Regarding the 17 French nuclear tests in the Algerian Desert from 1960 to 1966, the health and environmental consequences of which persist, the transmission to Algiers of detailed maps of these tests and the cleaning of nuclear explosion sites contaminated by radioactivity, as well as other sites affected by pollutants of all kinds (chemical weapons), are requested.

The "collaboration of the Harkis" with the French authorities is described as "high treason".

Prison sentences of five to ten years are stipulated for any action by an Algerian celebrating French colonialism. Furthermore, two to five years in prison are possible for attacks on symbols of the Algerian resistance, the national movement, and the war of liberation. Finally, one to three years imprisonment is prescribed for "remarks with colonial connotations."

== Analysis ==
According to the Algerian media outlet "TSA", (Note: acronym for "Tout sur l'Algérie" (Everything about Algeria)) this is a reaction to the rise in France of a discourse held primarily by "the far right and certain political figures, who have recently been multiplying their positions that glorify colonialism.".

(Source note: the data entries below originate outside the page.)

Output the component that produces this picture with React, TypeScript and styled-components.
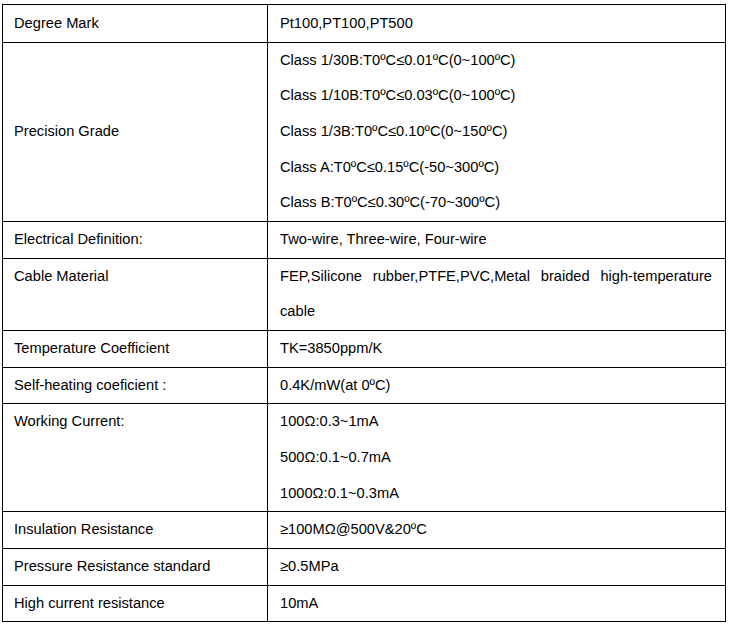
import styled, { createGlobalStyle } from "styled-components";

const GlobalStyle = createGlobalStyle`
  html, body {
    margin: 0;
    padding: 0;
    background: #fff;
  }
  body {
    font-family: "Liberation Sans", Arial, sans-serif;
    color: #000;
  }
`;

interface Spec {
  label: string;
  values: string[];
  align?: "top" | "middle";
  justify?: boolean;
}

const specs: Spec[] = [
  { label: "Degree Mark", values: ["Pt100,PT100,PT500"] },
  {
    label: "Precision Grade",
    values: [
      "Class 1/30B:T0ºC≤0.01ºC(0~100ºC)",
      "Class 1/10B:T0ºC≤0.03ºC(0~100ºC)",
      "Class 1/3B:T0ºC≤0.10ºC(0~150ºC)",
      "Class A:T0ºC≤0.15ºC(-50~300ºC)",
      "Class B:T0ºC≤0.30ºC(-70~300ºC)",
    ],
  },
  { label: "Electrical Definition:", values: ["Two-wire, Three-wire, Four-wire"] },
  {
    label: "Cable Material",
    values: ["FEP,Silicone rubber,PTFE,PVC,Metal braided high-temperature cable"],
    align: "top",
    justify: true,
  },
  { label: "Temperature Coefficient", values: ["TK=3850ppm/K"] },
  { label: "Self-heating coeficient :", values: ["0.4K/mW(at 0ºC)"] },
  {
    label: "Working Current:",
    values: ["100Ω:0.3~1mA", "500Ω:0.1~0.7mA", "1000Ω:0.1~0.3mA"],
    align: "top",
  },
  { label: "Insulation Resistance", values: ["≥100MΩ@500V&20ºC"] },
  { label: "Pressure Resistance standard", values: ["≥0.5MPa"] },
  { label: "High current resistance", values: ["10mA"] },
];

const Page = styled.div`
  padding: 4px 0 0 2px;
`;

const Table = styled.table`
  width: 724px;
  border-collapse: collapse;
  table-layout: fixed;
  font-size: 14.67px;
  line-height: 35.65px;

  tr:first-child td {
    padding-top: 1px;
  }
`;

const LabelCell = styled.td<{ $align: string }>`
  width: 253px;
  border: 1px solid #000;
  padding: 0 0 0 11px;
  vertical-align: ${(p) => p.$align};
  white-space: nowrap;
`;

const ValueCell = styled.td<{ $justify: boolean }>`
  border: 1px solid #000;
  padding: 0 13px 0 12px;
  vertical-align: top;
  text-align: ${(p) => (p.$justify ? "justify" : "left")};
`;

const Line = styled.div`
  white-space: nowrap;
`;

const Para = styled.div`
  text-align: justify;
`;

export default function App() {
  return (
    <Page>
      <GlobalStyle />
      <Table>
        <tbody>
          {specs.map((s) => (
            <tr key={s.label}>
              <LabelCell $align={s.align ?? "middle"}>{s.label}</LabelCell>
              <ValueCell $justify={!!s.justify}>
                {s.justify ? (
                  <Para>{s.values[0]}</Para>
                ) : (
                  s.values.map((v) => <Line key={v}>{v}</Line>)
                )}
              </ValueCell>
            </tr>
          ))}
        </tbody>
      </Table>
    </Page>
  );
}
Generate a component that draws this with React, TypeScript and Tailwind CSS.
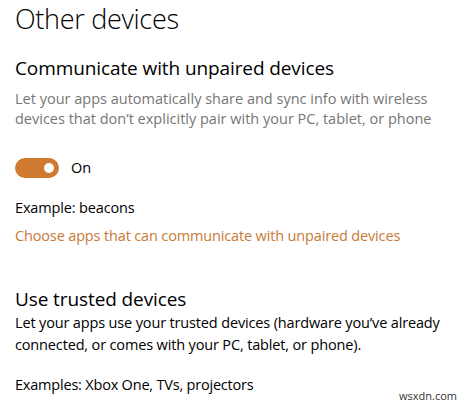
export default function App() {
  return (
    <div
      className="relative w-[468px] h-[407px] overflow-hidden bg-white pl-[15px] text-black"
      style={{ fontFamily: '"Open Sans", "Noto Sans", sans-serif' }}
    >
      <h1 className="pt-[2px] text-[27px] font-light leading-[34px] tracking-[-0.3px]">Other devices</h1>

      <h2 className="mt-[19px] text-[19px] font-normal leading-[26px] tracking-[-0.1px]">Communicate with unpaired devices</h2>
      <p className="mt-[8px] w-[440px] text-[14.5px] leading-[20px] text-[#767676]">
        Let your apps automatically share and sync info with wireless devices that don’t explicitly pair with your PC, tablet, or phone
      </p>

      <div className="mt-[29px] flex items-center gap-[12px]">
        <div className="flex h-[20px] w-[44px] items-center justify-end rounded-full bg-[#cf7a30] pr-[5px]">
          <div className="h-[10px] w-[10px] rounded-full bg-white" />
        </div>
        <span className="text-[14.5px] leading-[20px]">On</span>
      </div>

      <p className="mt-[20px] text-[14.5px] leading-[20px] tracking-[-0.15px]">Example: beacons</p>
      <p className="mt-[8px] text-[14.5px] leading-[20px] tracking-[-0.15px] text-[#c97a36]">Choose apps that can communicate with unpaired devices</p>

      <h2 className="mt-[40px] text-[19px] font-normal leading-[26px] tracking-[-0.1px]">Use trusted devices</h2>
      <p className="w-[448px] text-[14.5px] leading-[22px] tracking-[-0.15px]">
        Let your apps use your trusted devices (hardware you’ve already connected, or comes with your PC, tablet, or phone).
      </p>

      <p className="mt-[19px] text-[14.5px] leading-[20px] tracking-[-0.2px]">Examples: Xbox One, TVs, projectors</p>

      <span className="absolute bottom-[4px] right-[11px] text-[11px] leading-[14px] text-[#333]">wsxdn.com</span>
    </div>
  );
}
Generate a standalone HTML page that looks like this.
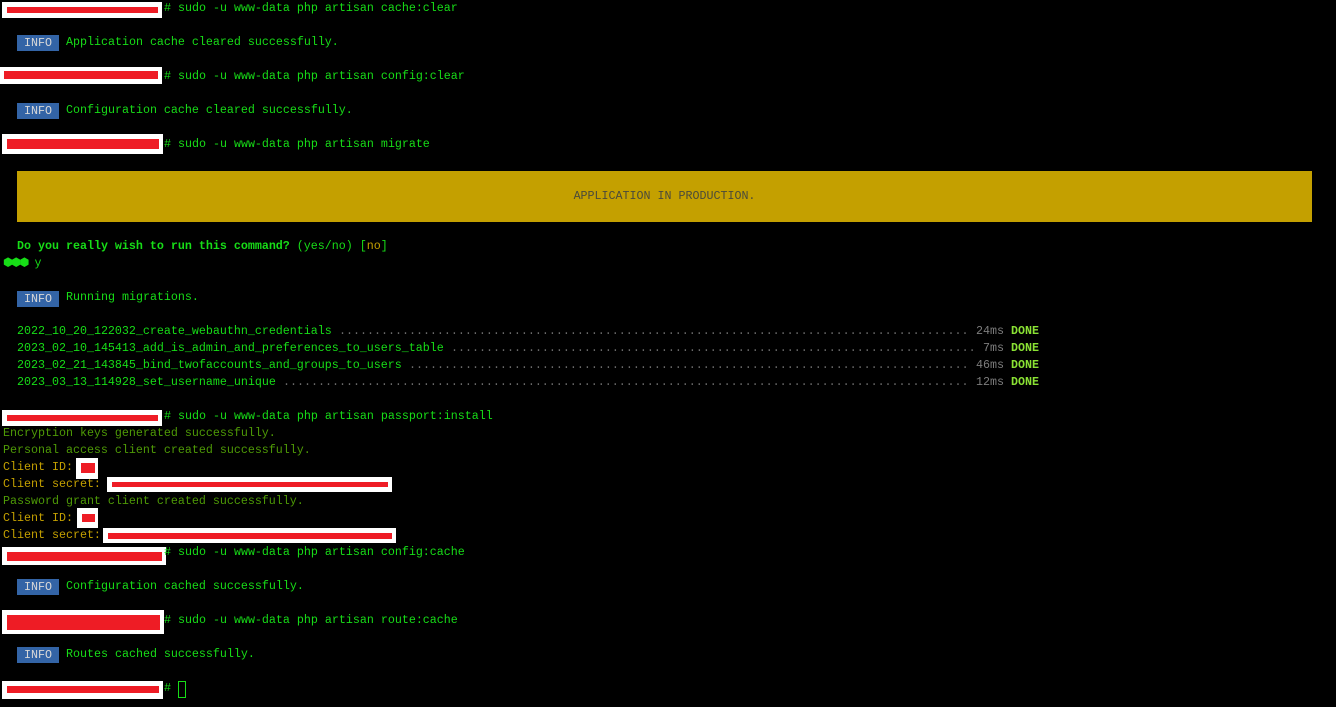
<!DOCTYPE html>
<html><head><meta charset="utf-8"><style>
html,body{margin:0;padding:0;background:#000;width:1336px;height:707px;overflow:hidden}
body{position:relative;font-family:"Liberation Mono","DejaVu Sans Mono",monospace;font-size:11.67px;color:#17dd17}
.l{position:absolute;left:3px;height:17px;line-height:17px;white-space:pre}
.w{position:absolute;background:#fff}
.r{position:absolute;background:#ee1c25}
.info{position:absolute;left:17px;width:42px;height:16px;background:#3364a6;color:#d8d8d8;line-height:16px;text-align:center}
.dk{color:#4e9a06}
.or{color:#c4a000}
.gr{color:#7d7d7d}
.dn{color:#8ae234;font-weight:bold}
.dots{position:absolute;overflow:hidden;white-space:pre;color:#6a6a6a;height:17px;line-height:17px}
</style></head><body>

<!-- redactions -->
<div class="w" style="left:2px;top:2px;width:160px;height:16px"></div><div class="r" style="left:7px;top:7px;width:151px;height:6px"></div>
<div class="w" style="left:0px;top:67px;width:162px;height:17px"></div><div class="r" style="left:4px;top:71px;width:154px;height:8px"></div>
<div class="w" style="left:2px;top:134px;width:161px;height:20px"></div><div class="r" style="left:7px;top:139px;width:152px;height:10px"></div>
<div class="w" style="left:2px;top:410px;width:160px;height:16px"></div><div class="r" style="left:7px;top:415px;width:151px;height:6px"></div>
<div class="w" style="left:76px;top:458px;width:22px;height:21px"></div><div class="r" style="left:81px;top:463px;width:14px;height:10px"></div>
<div class="w" style="left:107px;top:477px;width:285px;height:15px"></div><div class="r" style="left:112px;top:482px;width:276px;height:5px"></div>
<div class="w" style="left:77px;top:508px;width:21px;height:20px"></div><div class="r" style="left:82px;top:514px;width:13px;height:8px"></div>
<div class="w" style="left:103px;top:528px;width:293px;height:15px"></div><div class="r" style="left:108px;top:533px;width:284px;height:6px"></div>
<div class="w" style="left:2px;top:547px;width:164px;height:18px"></div><div class="r" style="left:7px;top:552px;width:155px;height:9px"></div>
<div class="w" style="left:2px;top:610px;width:162px;height:24px"></div><div class="r" style="left:7px;top:615px;width:153px;height:15px"></div>
<div class="w" style="left:2px;top:681px;width:161px;height:18px"></div><div class="r" style="left:7px;top:686px;width:152px;height:7px"></div>

<div class="l" style="left:164px;top:0px"># sudo -u www-data php artisan cache:clear</div>
<div class="info" style="top:35px">INFO</div><div class="l" style="left:66px;top:34px">Application cache cleared successfully.</div>
<div class="l" style="left:164px;top:68px"># sudo -u www-data php artisan config:clear</div>
<div class="info" style="top:103px">INFO</div><div class="l" style="left:66px;top:102px">Configuration cache cleared successfully.</div>
<div class="l" style="left:164px;top:136px"># sudo -u www-data php artisan migrate</div>

<div style="position:absolute;left:17px;top:171px;width:1295px;height:51px;background:#c4a000;color:#4a4a3a;text-align:center;line-height:51px">APPLICATION IN PRODUCTION.</div>

<div class="l" style="left:17px;top:238px;font-weight:bold">Do you really wish to run this command? <span style="font-weight:normal">(yes/no) [<span class="or">no</span>]</span></div>
<div class="l" style="top:255px;left:3px"><span style="letter-spacing:-2px">⬢⬢⬢</span> y</div>

<div class="info" style="top:291px">INFO</div><div class="l" style="left:66px;top:289px">Running migrations.</div>

<div class="l" style="left:17px;top:323px">2022_10_20_122032_create_webauthn_credentials</div>
<div class="dots" style="left:339px;top:323px;width:630px">..........................................................................................................</div>
<div class="l gr" style="left:976px;top:323px">24ms <span class="dn">DONE</span></div>
<div class="l" style="left:17px;top:340px">2023_02_10_145413_add_is_admin_and_preferences_to_users_table</div>
<div class="dots" style="left:451px;top:340px;width:525px">..........................................................................................................</div>
<div class="l gr" style="left:983px;top:340px">7ms <span class="dn">DONE</span></div>
<div class="l" style="left:17px;top:357px">2023_02_21_143845_bind_twofaccounts_and_groups_to_users</div>
<div class="dots" style="left:409px;top:357px;width:560px">..........................................................................................................</div>
<div class="l gr" style="left:976px;top:357px">46ms <span class="dn">DONE</span></div>
<div class="l" style="left:17px;top:374px">2023_03_13_114928_set_username_unique</div>
<div class="dots" style="left:283px;top:374px;width:686px">..........................................................................................................</div>
<div class="l gr" style="left:976px;top:374px">12ms <span class="dn">DONE</span></div>

<div class="l" style="left:164px;top:408px"># sudo -u www-data php artisan passport:install</div>
<div class="l dk" style="top:425px">Encryption keys generated successfully.</div>
<div class="l dk" style="top:442px">Personal access client created successfully.</div>
<div class="l or" style="top:459px">Client ID:</div>
<div class="l or" style="top:476px">Client secret:</div>
<div class="l dk" style="top:493px">Password grant client created successfully.</div>
<div class="l or" style="top:510px">Client ID:</div>
<div class="l or" style="top:527px">Client secret:</div>
<div class="l" style="left:164px;top:544px"># sudo -u www-data php artisan config:cache</div>
<div class="info" style="top:579px">INFO</div><div class="l" style="left:66px;top:578px">Configuration cached successfully.</div>
<div class="l" style="left:164px;top:612px"># sudo -u www-data php artisan route:cache</div>
<div class="info" style="top:647px">INFO</div><div class="l" style="left:66px;top:646px">Routes cached successfully.</div>
<div class="l" style="left:164px;top:680px">#</div>
<div style="position:absolute;left:178px;top:681px;width:6px;height:15px;border:1px solid #17dd17"></div>
</body></html>
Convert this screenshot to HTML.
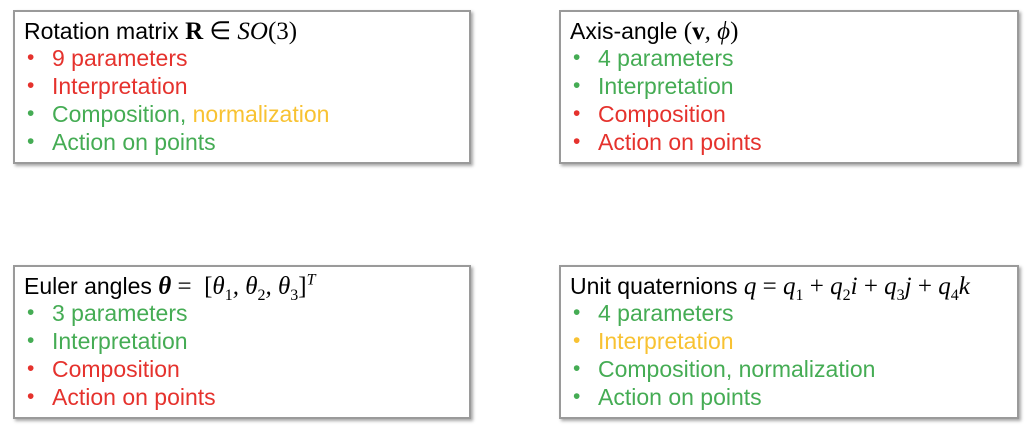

According to Le Monde, this initiative is part of a context marked by the rise in France of discourses, particularly those of the far-right and certain political figures, perceived as either rehabilitating or minimizing the colonial past. The project asserts a form of "memory sovereignty," shifting the debate from the realm of commemoration to that of international criminal law, questioning the responsibility of the French colonial state without targeting the French people. It would also align with decolonial dynamics observed internationally and, within Algeria, contribute to strengthening national unity around the legacy of November 1, 1954. Le Monde notes that, while some in Algeria believe that Algeria has definitively won its anti-colonial struggle, the rise in France of discourses denying or relativizing colonization, in a context of heightened bilateral tensions, is making a segment of the population more receptive to this type of approach.